Thank you, Jenny. So, again, terrific quarter. As you guys can see from the presentation, really, we do have a lot of pedal in, in, in our assets, and, and we're starting to, we're starting to use that. We're starting to press a little of those. We'll have some overlapping, segments of the land development side. We continue to press on, expanding our portfolio of the SFRs, so we're continuing to invest in that, on that side of it, and then continuing to invest on delivering more water to our industrial customers to make sure that we can continue to capitalize on that demand for oil and gas on the-- as they continue to build out that field.

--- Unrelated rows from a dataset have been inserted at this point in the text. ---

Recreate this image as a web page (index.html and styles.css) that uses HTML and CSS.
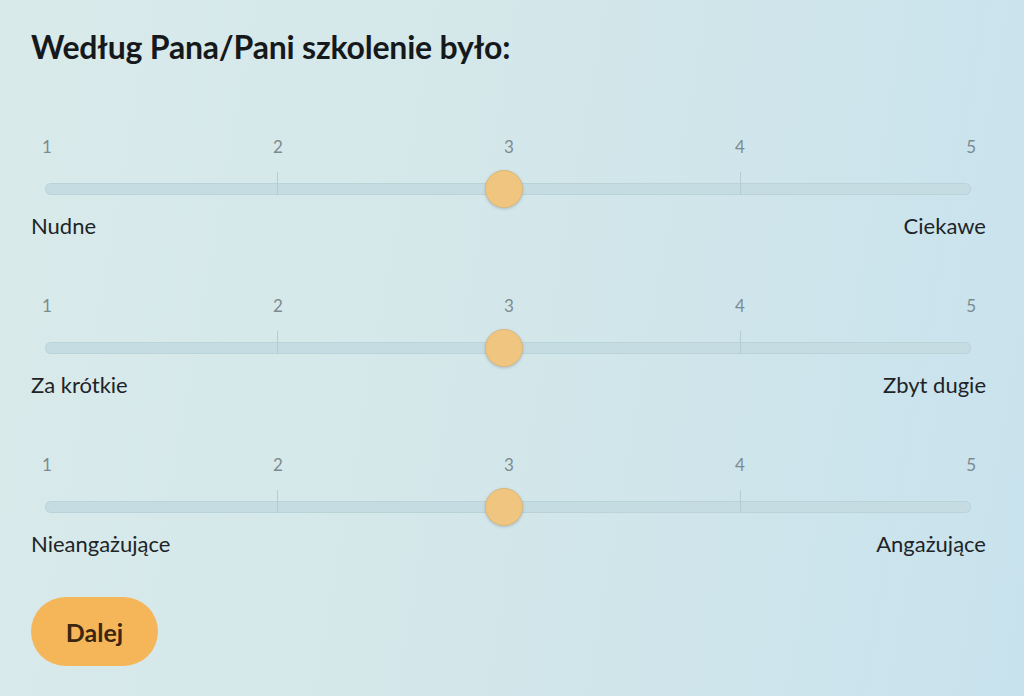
FILE: index.html
```html
<!DOCTYPE html>
<html lang="pl">
<head>
    <meta charset="UTF-8">
    <meta name="viewport" content="width=device-width, initial-scale=1.0">
    <title>Ankieta</title>
    <link rel="stylesheet" href="styles.css">
</head>
<body>
    <div class="survey">
        <h1>Według Pana/Pani szkolenie było:</h1>

        <div class="scales">
            <div class="scale">
                <div class="scale-numbers">
                    <span>1</span><span>2</span><span>3</span><span>4</span><span>5</span>
                </div>
                <div class="scale-track">
                    <span class="tick tick-2"></span>
                    <span class="tick tick-4"></span>
                    <span class="thumb"></span>
                </div>
                <div class="scale-ends">
                    <span>Nudne</span>
                    <span>Ciekawe</span>
                </div>
            </div>

            <div class="scale">
                <div class="scale-numbers">
                    <span>1</span><span>2</span><span>3</span><span>4</span><span>5</span>
                </div>
                <div class="scale-track">
                    <span class="tick tick-2"></span>
                    <span class="tick tick-4"></span>
                    <span class="thumb"></span>
                </div>
                <div class="scale-ends">
                    <span>Za krótkie</span>
                    <span>Zbyt dugie</span>
                </div>
            </div>

            <div class="scale">
                <div class="scale-numbers">
                    <span>1</span><span>2</span><span>3</span><span>4</span><span>5</span>
                </div>
                <div class="scale-track">
                    <span class="tick tick-2"></span>
                    <span class="tick tick-4"></span>
                    <span class="thumb"></span>
                </div>
                <div class="scale-ends">
                    <span>Nieangażujące</span>
                    <span>Angażujące</span>
                </div>
            </div>
        </div>

        <button class="next-btn" type="button">Dalej</button>
    </div>
</body>
</html>
```

FILE: styles.css
```css
html, body {
    height: 100%;
}

body {
    margin: 0;
    font-family: Lato, "Noto Sans", sans-serif;
    color: #1d2428;
    background: linear-gradient(100deg, #d9eaea 0%, #d3e7ea 50%, #c8e2ed 100%);
}

.survey {
    padding: 28px 38px 0 31px;
}

h1 {
    margin: 0;
    font-size: 32px;
    line-height: 38px;
    font-weight: 700;
    letter-spacing: -0.2px;
    color: #16191b;
}

.scales {
    display: flex;
    flex-direction: column;
    gap: 56px;
    margin-top: 71px;
}

.scale {
    display: flex;
    flex-direction: column;
}

.scale-numbers {
    display: flex;
    justify-content: space-between;
    padding: 0 10px 0 11px;
    font-size: 17px;
    line-height: 20px;
    color: #7d8a8f;
}

.scale-track {
    position: relative;
    height: 12px;
    margin: 26px 15px 0 14px;
    border-radius: 6px;
    background: #c5dde2;
    box-shadow: inset 0 0 0 1px rgba(150, 185, 192, 0.25);
}

/* pionowe kreski dla wartości 2 i 4 */
.tick {
    position: absolute;
    bottom: 0;
    width: 1px;
    height: 23px;
    background: #b4cdd2;
}

.tick-2 { left: 25%; }
.tick-4 { left: 75%; }

.thumb {
    position: absolute;
    top: 50%;
    left: 49.6%;
    width: 38px;
    height: 38px;
    border-radius: 50%;
    background: #f0c580;
    border: 1px solid #ddb878;
    box-sizing: border-box;
    transform: translate(-50%, -50%);
    box-shadow: 0 1px 3px rgba(90, 110, 120, 0.35);
}

.scale-ends {
    display: flex;
    justify-content: space-between;
    margin-top: 17px;
    font-size: 22px;
    line-height: 28px;
    color: #1d2428;
}

.next-btn {
    margin-top: 39px;
    width: 127px;
    height: 69px;
    border: none;
    border-radius: 35px;
    background: #f5b65a;
    font-family: Lato, "Noto Sans", sans-serif;
    font-size: 25px;
    font-weight: 700;
    color: #3b2610;
    cursor: pointer;
}
```
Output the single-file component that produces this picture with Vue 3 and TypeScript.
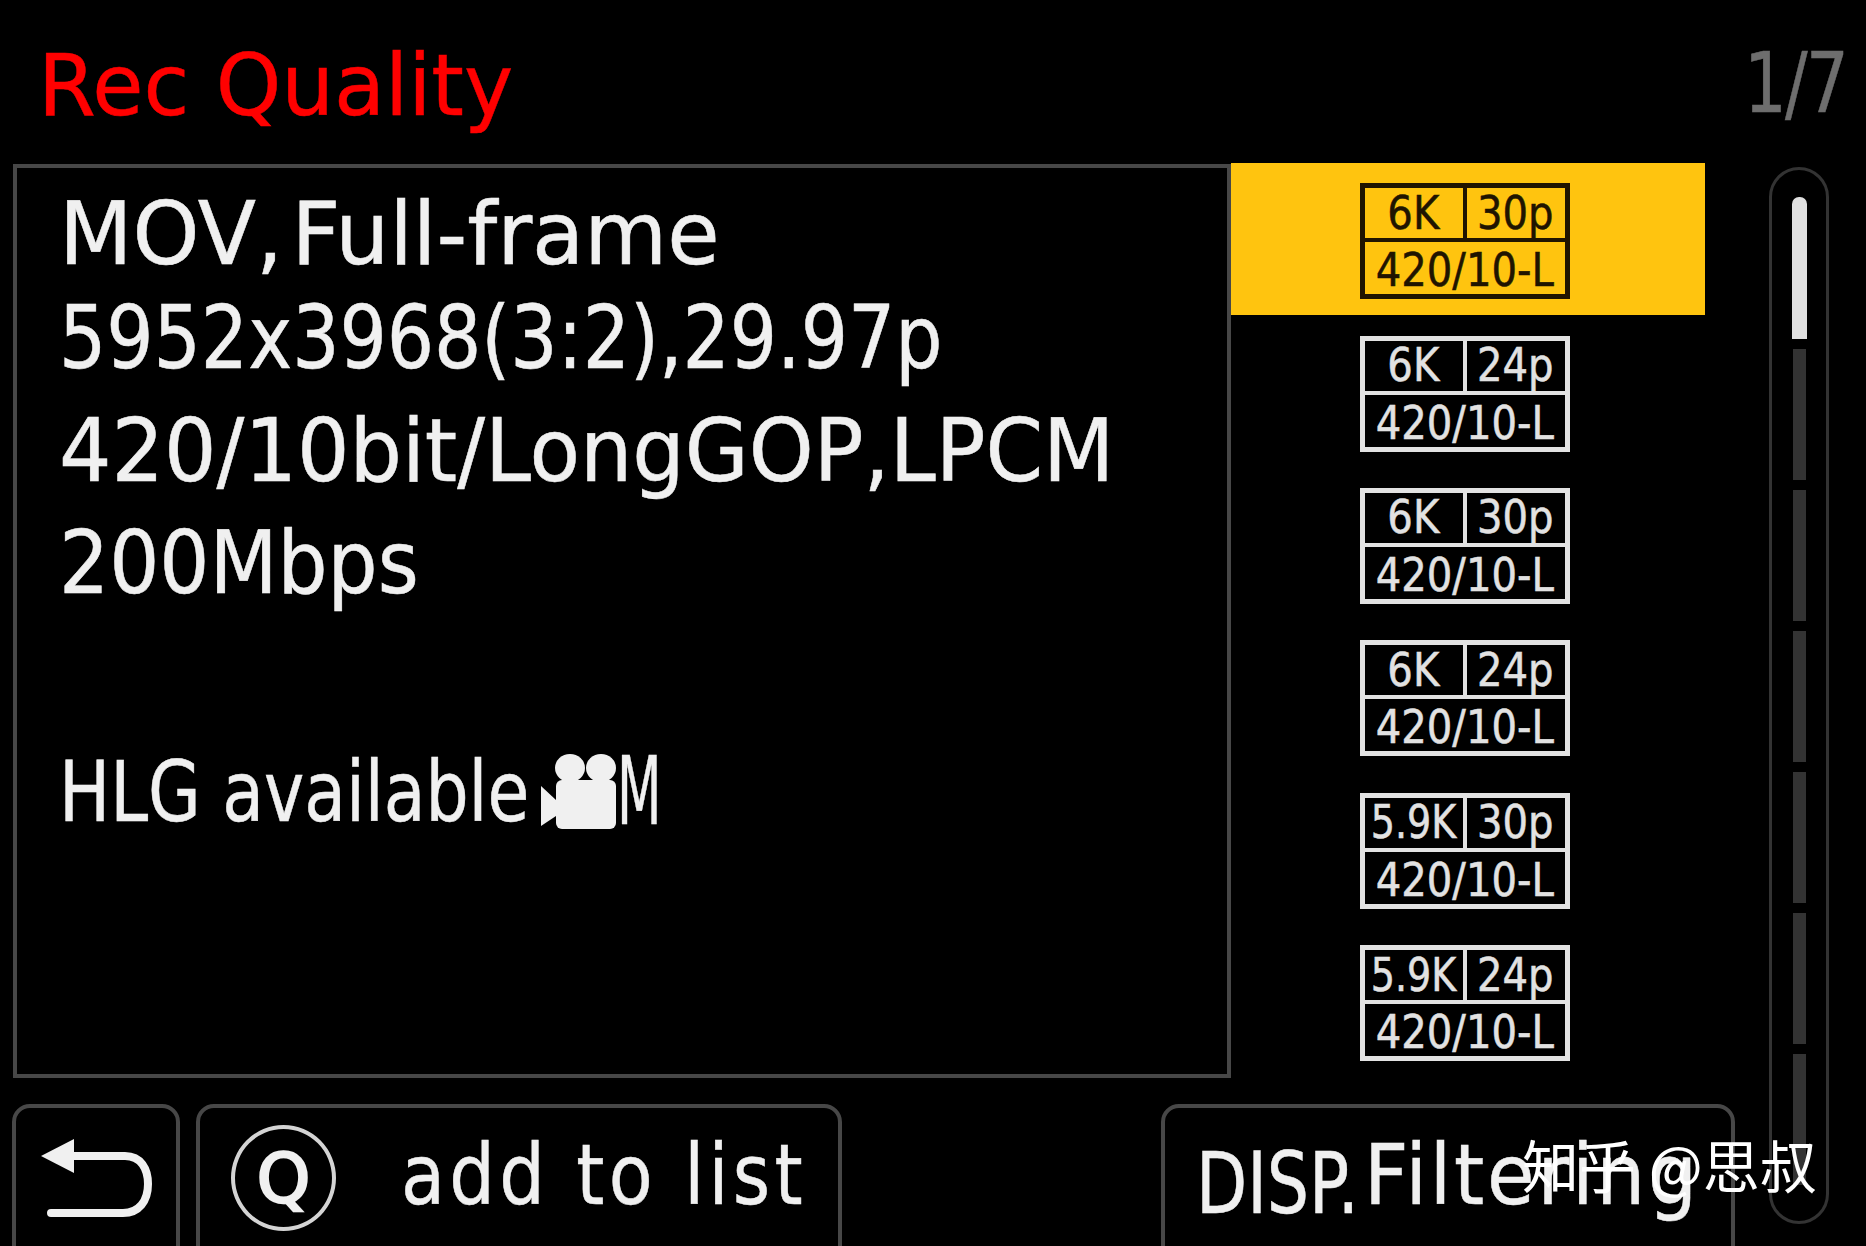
<script setup lang="ts">
interface Mode {
  size: string
  rate: string
}

const modes: Mode[] = [
  { size: '6K', rate: '30p' },
  { size: '6K', rate: '24p' },
  { size: '6K', rate: '30p' },
  { size: '6K', rate: '24p' },
  { size: '5.9K', rate: '30p' },
  { size: '5.9K', rate: '24p' },
]

const segments = 6
</script>

<template>
  <div class="screen">
    <div class="content">
      <header class="head">
        <h1 class="title">Rec Quality</h1>
        <span class="page">1/7</span>
      </header>

      <main class="middle">
        <section class="info">
          <div class="line l1"><span>MOV,&#8202;Full-frame</span></div>
          <div class="line l2"><span>5952x3968(3:2),29.97p</span></div>
          <div class="line l3"><span>420/10bit/LongGOP,LPCM</span></div>
          <div class="line l4"><span>200Mbps</span></div>
          <div class="hlg">
            <span class="hlg-text">HLG available</span>
            <svg class="cam" width="78" height="76" viewBox="0 0 78 76">
              <ellipse cx="29" cy="14" rx="15" ry="14" />
              <ellipse cx="60" cy="14" rx="15" ry="14" />
              <rect x="15" y="26" width="60" height="49" rx="6" />
              <path d="M0 32 L15 46 V62 L0 72 Z" />
            </svg>
            <span class="hlg-m">M</span>
          </div>
        </section>

        <ul class="modes">
          <li v-for="(m, i) in modes" :key="i" class="mode" :class="{ active: i === 0 }">
            <div class="badge">
              <span class="cell size" :class="{ wide: m.size.length > 2 }"><b>{{ m.size }}</b></span>
              <span class="cell rate"><b>{{ m.rate }}</b></span>
              <span class="cell codec"><b>420/10-L</b></span>
            </div>
          </li>
        </ul>
      </main>

      <footer class="foot">
        <div class="btn back">
          <svg width="112" height="80" viewBox="0 0 112 80">
            <path class="arrow" d="M0 17 L33 0 V34 Z" />
            <path class="turn" d="M30 17 H84 C100 17 107 30 107 45 C107 62 98 74 82 74 H10" />
          </svg>
        </div>
        <div class="btn add">
          <span class="q">Q</span>
          <span class="add-text">add to list</span>
        </div>
        <div class="btn filter">
          <span class="disp">DISP.</span>
          <span class="filter-text">Filtering</span>
        </div>
      </footer>
    </div>

    <aside class="scroll">
      <div class="thumb" />
      <div v-for="n in segments" :key="n" class="seg" />
    </aside>

    <div class="mark">知乎 @思叔</div>
  </div>
</template>

<style scoped>
.screen {
  position: relative;
  display: flex;
  width: 1866px;
  height: 1246px;
  overflow: hidden;
  background: #000;
  color: #f0f0f0;
  font-family: "DejaVu Sans Condensed", "DejaVu Sans", sans-serif;
  -webkit-text-stroke: 0.5px currentColor;
}

.content {
  width: 1735px;
  margin-left: 13px;
  flex: none;
}

.head {
  display: flex;
  justify-content: space-between;
  height: 163px;
}

.title {
  margin: 0;
  padding: 36px 0 0 25px;
  font-size: 85px;
  font-weight: 400;
  line-height: 100px;
  color: #f00;
  font-family: "DejaVu Sans", sans-serif;
  transform: scaleX(0.98);
  transform-origin: 25px 0;
}

.page {
  width: 110px;
  margin-right: -106px;
  padding-top: 33px;
  font-size: 84px;
  line-height: 100px;
  color: #6e6e6e;
  letter-spacing: -2px;
  transform: scaleX(0.89);
  transform-origin: 0 50%;
  flex: none;
}

.middle {
  display: flex;
  height: 916px;
}

.info {
  box-sizing: border-box;
  width: 1218px;
  height: 914px;
  margin-top: 1px;
  padding: 0 0 0 42px;
  border: 4px solid #474747;
}

.line {
  height: 108px;
  font-size: 88px;
  line-height: 108px;
  white-space: nowrap;
}

.line span {
  display: inline-block;
  transform-origin: 0 50%;
}

.l1 {
  height: 104px;
  margin-top: 12px;
}

.l1 span {
  transform: scaleX(1.075);
}

.l2 {
  height: 113px;
}

.l2 span {
  transform: scaleX(0.939);
}

.l3 {
  height: 112px;
}

.l3 span {
  transform: scaleX(1.043);
}

.l4 span {
  transform: scaleX(0.996);
}

.hlg {
  display: flex;
  align-items: center;
  height: 90px;
  margin-top: 130px;
  white-space: nowrap;
}

.hlg-text {
  width: 482px;
  font-size: 84px;
  line-height: 90px;
  transform: scaleX(0.9);
  transform-origin: 0 50%;
  flex: none;
}

.cam {
  flex: none;
  fill: #f0f0f0;
}

.hlg-m {
  font-size: 94px;
  line-height: 90px;
  margin-left: -2px;
  transform: scaleX(0.61);
  transform-origin: 0 50%;
}

.modes {
  width: 474px;
  margin: 0;
  padding: 0;
  list-style: none;
}

.mode {
  display: flex;
  align-items: center;
  justify-content: center;
  height: 152.4px;
  color: #e2e2e2;
}

.mode.active {
  background: #ffc40f;
  color: #201400;
}

.badge {
  box-sizing: border-box;
  display: grid;
  grid-template-columns: 102px 98px;
  grid-template-rows: 54px 1fr;
  width: 210px;
  height: 116px;
  margin: 4px 0 0 -7px;
  border: 5px solid currentColor;
}

.cell {
  display: flex;
  align-items: center;
  justify-content: center;
  min-width: 0;
  font-size: 47px;
  line-height: 50px;
  white-space: nowrap;
}

.cell b {
  display: block;
  margin-top: -1px;
  font-weight: 400;
  transform: scaleX(0.95);
}

.size.wide b {
  transform: scaleX(0.9);
}

.size {
  border-right: 4px solid currentColor;
  border-bottom: 4px solid currentColor;
}

.rate {
  border-bottom: 4px solid currentColor;
}

.codec {
  grid-column: 1 / 3;
}

.codec b {
  margin-top: 3px;
}

.foot {
  display: flex;
  height: 200px;
  margin-top: 25px;
  margin-left: -1px;
}

.btn {
  box-sizing: border-box;
  display: flex;
  height: 200px;
  border: 4px solid #474747;
  border-radius: 18px;
  white-space: nowrap;
}

.back {
  width: 168px;
  padding: 31px 0 0 25px;
  flex: none;
}

.arrow {
  fill: #f0f0f0;
}

.turn {
  fill: none;
  stroke: #f0f0f0;
  stroke-width: 8;
  stroke-linecap: round;
}

.add {
  width: 646px;
  margin-left: 16px;
  padding: 17px 0 0 31px;
  flex: none;
}

.q {
  box-sizing: border-box;
  display: flex;
  align-items: center;
  justify-content: center;
  width: 105px;
  height: 106px;
  border: 4px solid #d4d4d4;
  border-radius: 50%;
  font-family: "DejaVu Sans", sans-serif;
  font-size: 68px;
  -webkit-text-stroke: 2.5px currentColor;
  flex: none;
}

.add-text {
  margin: 1px 0 0 65px;
  font-family: "DejaVu Sans", sans-serif;
  font-size: 83px;
  line-height: 100px;
  letter-spacing: 5px;
  transform: scaleX(0.865);
  transform-origin: 0 50%;
}

.filter {
  width: 574px;
  margin-left: 319px;
  padding: 0 0 0 31px;
  flex: none;
}

.disp {
  width: 168px;
  margin-top: 25px;
  font-size: 86px;
  line-height: 100px;
  transform: scaleX(0.86);
  transform-origin: 0 50%;
  flex: none;
}

.filter-text {
  margin-top: 17px;
  font-family: "DejaVu Sans", sans-serif;
  font-size: 84px;
  line-height: 100px;
  letter-spacing: 3px;
  transform: scaleX(0.92);
  transform-origin: 0 50%;
  flex: none;
}

.scroll {
  box-sizing: border-box;
  display: flex;
  flex-direction: column;
  align-items: center;
  gap: 10px;
  width: 60px;
  height: 1057px;
  margin: 167px 0 0 21px;
  padding-top: 27px;
  border: 3px solid #333;
  border-radius: 30px;
  overflow: hidden;
  flex: none;
}

.thumb {
  width: 15px;
  height: 142px;
  background: #e0e0e0;
  border-radius: 7px 7px 0 0;
  flex: none;
}

.seg {
  width: 13px;
  height: 131px;
  background: #333;
  flex: none;
}

.mark {
  position: absolute;
  top: 1128px;
  left: 1522px;
  font-family: "Noto Sans CJK SC", sans-serif;
  font-size: 57px;
  line-height: 70px;
  color: #fff;
  white-space: nowrap;
  -webkit-text-stroke: 0;
}
</style>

So all three of those areas, we are expanding and continuing to invest in and really continuing to appreciate and respect the health of the liquidity and the strength of the balance sheet. So with that, we'll look to leverage that in some acquisitions and really continue to add to the pipeline of opportunities for the company. For those that are missing our early morning presentation and picking up on this and have a question as a result of the call or the slides, don't hesitate to give me a holler. And you know, we will look forward to several major market visits.
You know, I'll be back in New York, probably after the first of the year and see if we can't do another kind of Q&A session at the NASDAQ for some of that, for our New York family, and then, you know, other major metropolitan markets across the country. So with that, I wish you all and your families a terrific holidays, and we look forward to continued success in 2024. Thanks very much.
Thank you very much, everyone. That does conclude today's conference call. You may disconnect your phone lines at this time and have a wonderful day. Thank you for your participation.